TNT shall cooperate with TNC to expand and refine the Software, including 
without limitation the addition of menu items, information sections, and 
integration of agency/location specific areas, addition of new technologies 
such as streaming video, audio or other multi-media capabilities as they become 
available and desired by TNC.

          3.4  Documentation.  TNT shall provide Documentation in connection 
with any Updates that add significant functionality to the Software.

          3.5  Quarterly Reports.  Within thirty (30) days of the end of each 
calendar quarter, TNT shall provide a report to TNC of operating expenses and 
capitalized costs in connection with the maintenance and enhancement of the 
Software, as well as reimbursable expenses, fees charged pursuant to Section 
7.4, and any other fees payable by TNC for products or services other than 
Maintenance Services.  Upon TNC's reasonable request, TNT shall provide 
supporting documentation for such reports, at TNT's expense.

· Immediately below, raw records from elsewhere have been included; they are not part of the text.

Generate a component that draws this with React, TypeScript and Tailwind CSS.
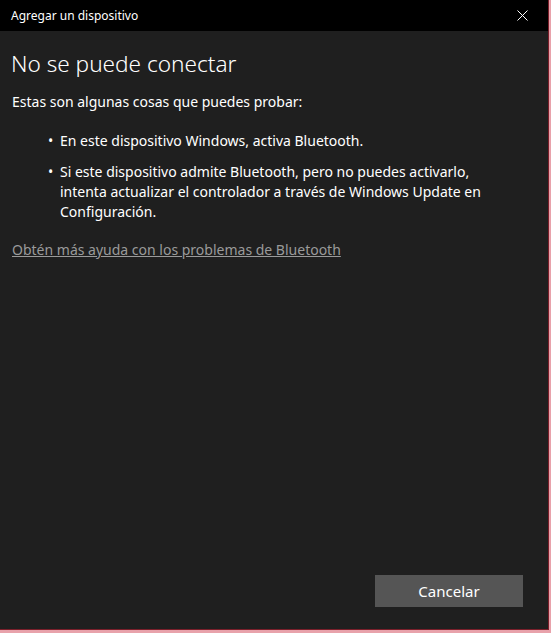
import React from "react";

export default function App() {
  const font = { fontFamily: '"Segoe UI", "Noto Sans", sans-serif' };
  return (
    <div className="w-[551px] h-[633px] bg-[#e8a2ab] flex flex-col" style={font}>
      <div className="w-[549px] h-[630px] bg-[#7a1f2a] flex flex-col">
        <div className="w-[548px] h-[629px] bg-[#1f1f1f] flex flex-col">
          <div className="h-[31px] bg-black flex items-center justify-between pl-[11px] pr-[20px]">
            <span className="text-[12px] text-white">Agregar un dispositivo</span>
            <svg width="11" height="11" viewBox="0 0 11 11" className="text-white">
              <path d="M0.5 0.5 L10.5 10.5 M10.5 0.5 L0.5 10.5" stroke="currentColor" strokeWidth="1" />
            </svg>
          </div>
          <div className="flex-1 flex flex-col px-[11px]">
            <h1 className="text-[22.6px] font-light text-white mt-[17px] leading-[32px]">No se puede conectar</h1>
            <p className="text-[14px] text-white mt-[12px] leading-[20px] pl-[1px]">Estas son algunas cosas que puedes probar:</p>
            <ul className="mt-[19px] pl-[37px] text-[14px] text-white leading-[20px] flex flex-col gap-[11px]">
              <li className="flex">
                <span className="w-[12px] shrink-0">•</span>
                <span>En este dispositivo Windows, activa Bluetooth.</span>
              </li>
              <li className="flex">
                <span className="w-[12px] shrink-0">•</span>
                <span className="w-[440px]">Si este dispositivo admite Bluetooth, pero no puedes activarlo, intenta actualizar el controlador a través de Windows Update en Configuración.</span>
              </li>
            </ul>
            <a className="mt-[18px] pl-[1px] text-[14px] text-[#9a9a9a] underline leading-[20px] self-start">Obtén más ayuda con los problemas de Bluetooth</a>
            <div className="flex-1" />
            <div className="flex justify-end pr-[14px] pb-[22px]">
              <button className="w-[148px] h-[32px] bg-[#555555] text-white text-[15px]">Cancelar</button>
            </div>
          </div>
        </div>
      </div>
    </div>
  );
}
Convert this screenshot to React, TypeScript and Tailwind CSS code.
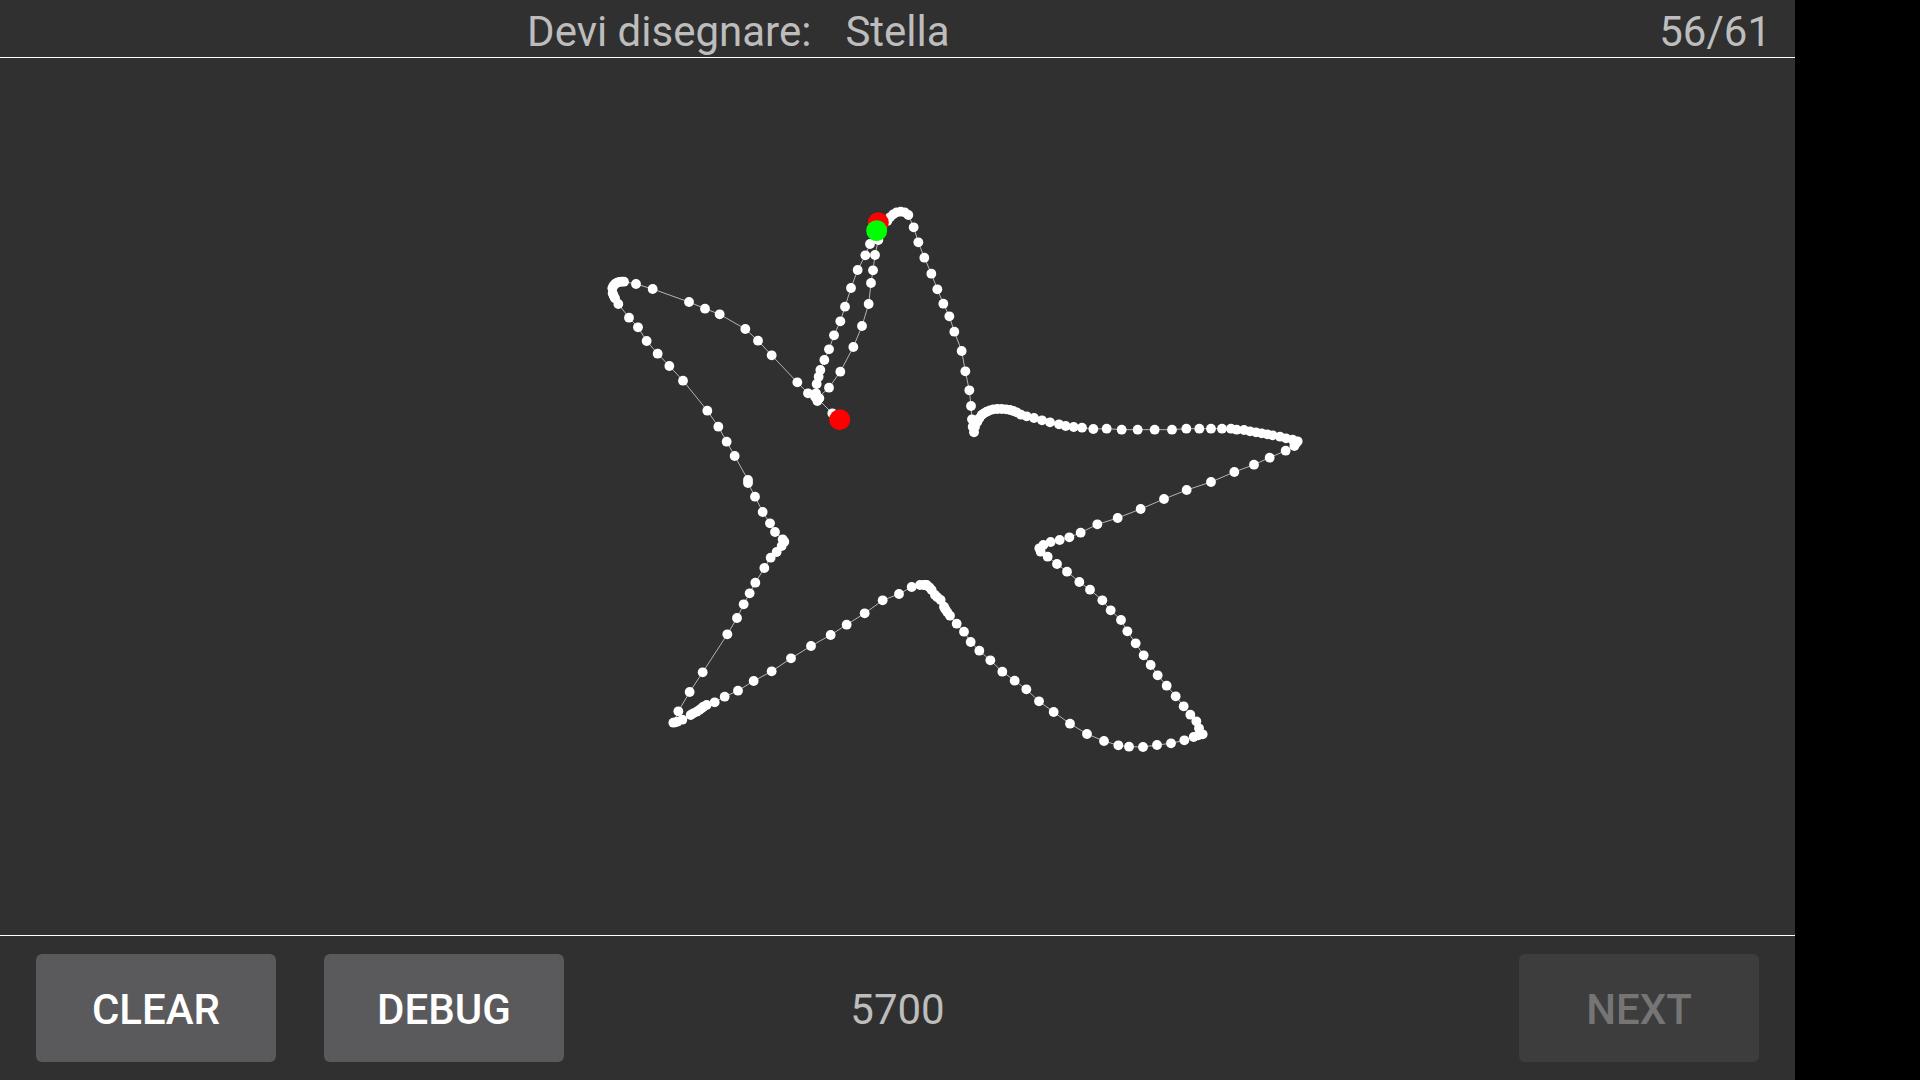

     4.  TNC RESPONSIBILITIES.

          4.1  Authorized Contact.  TNC will appoint a key contact for all 
development and operational issues.  This key contact will be responsible for 
coordinating all communications between TNC and TNT for Maintenance Services.  
Such contact shall have authorization to grant the approvals required on behalf 
of TNC in this Agreement.

          4.2  TNC Assistance.  TNC agrees to provide TNT reasonable access to 
all necessary personnel to answer questions about any problems reported by TNC 
regarding the Software or Servers.

                                      -3-
<PAGE>
 
          4.3  Notification.  TNC agrees to provide TNT with a reasonably 
detailed description in writing of any reported problem or error to the degree 
necessary to permit confirmation or reproduction thereof by TNT.

          4.4  Installation of Error Corrections and New Releases.  TNC shall 
implement promptly all Updates or other new versions of the Software provided by
TNT under this Agreement.

          4.5  First Tier Support.  First tier technical support to TNC's 
customers will be solely the responsibility of TNC.

          4.6  Reporting.  Within ten (10) days of the end of each calendar 
quarter, TNC shall manage and report to TNT the number of users of the Software 
during such month.  Such reports are intended to help TNT determine commercial 
application licensing and support issues.

          4.7  Additional Software and Services.  Any additional software
licenses for Netscape Software or technical resources to upgrade the Netscape
Software or other third party applications beyond that set forth in Section 2.7
will be solely the responsibility of TNC. Any additional technical resources or
software upgrades for commercial applications in addition to the Software will
be solely the responsibility of TNC.

     5.  EXCLUSIONS.

          5.1  Eligibility of Software.  Maintenance and Support will not 
include services requested as a result of, or with respect to, the following 
(except to the extent caused by TNT), and any services requested as a result 
thereof will be billed to TNC at a rate of two hundred forty percent (240%) of 
the applicable hourly fee, pay, wage, or salary of the employee performing such 
services, plus out-of-pocket expenses associated therewith; provided, however, 
that if such services are performed by a consultant of TNT, such rate shall be
one hundred twenty percent (120%) of the applicable hourly fee of such
consultant:

               (a)  accident; unusual physical, electrical or electromagnetic 
stress; neglect; misuse; failure of electric power, air conditioning or humidity
control; failure of rotation media not furnished by TNT; operation of the 
Software with other media not meeting or not maintained in accordance with the 
manufacturer's specifications; or causes other than ordinary use;

               (b)  improper installation by TNC or use of the Software that 
deviates from any operating procedures communicated in writing by TNT;

               (c) modification, alteration or addition or attempted
modification, alteration or addition of the Software undertaken by persons other
than TNT or TNT's authorized representatives; or

                                      -4-
<PAGE>
 
               (d)  computer programs created by TNC or any third party that are
not supplied or approved by TNT; or

               (c)  TNC's failure to implement all releases and updates to the 
Software which are issued to TNC by TNT;

               (f)  changes to the operating system or physical, hardware or 
software environment which adversely affect the Software and are not approved or
authorized by TNT in writing; or

               (g)  use of the Software in conjunction with products not 
supplied or approved by TNT.

          5.2  Current and Previous Release.  Maintenance and Support shall not 
include support for any but the most current release of Software and the 
previous release of the Software.

     6.  TERM AND TERMINATION

          6.1  Term.  TNT's duties under this Agreement shall commence on the 
Effective Date and continue for a term of one (1) year, and shall renew 
automatically each year unless either party notifies the other of its intent not
to renew at least sixty (60) days prior to the renewal date.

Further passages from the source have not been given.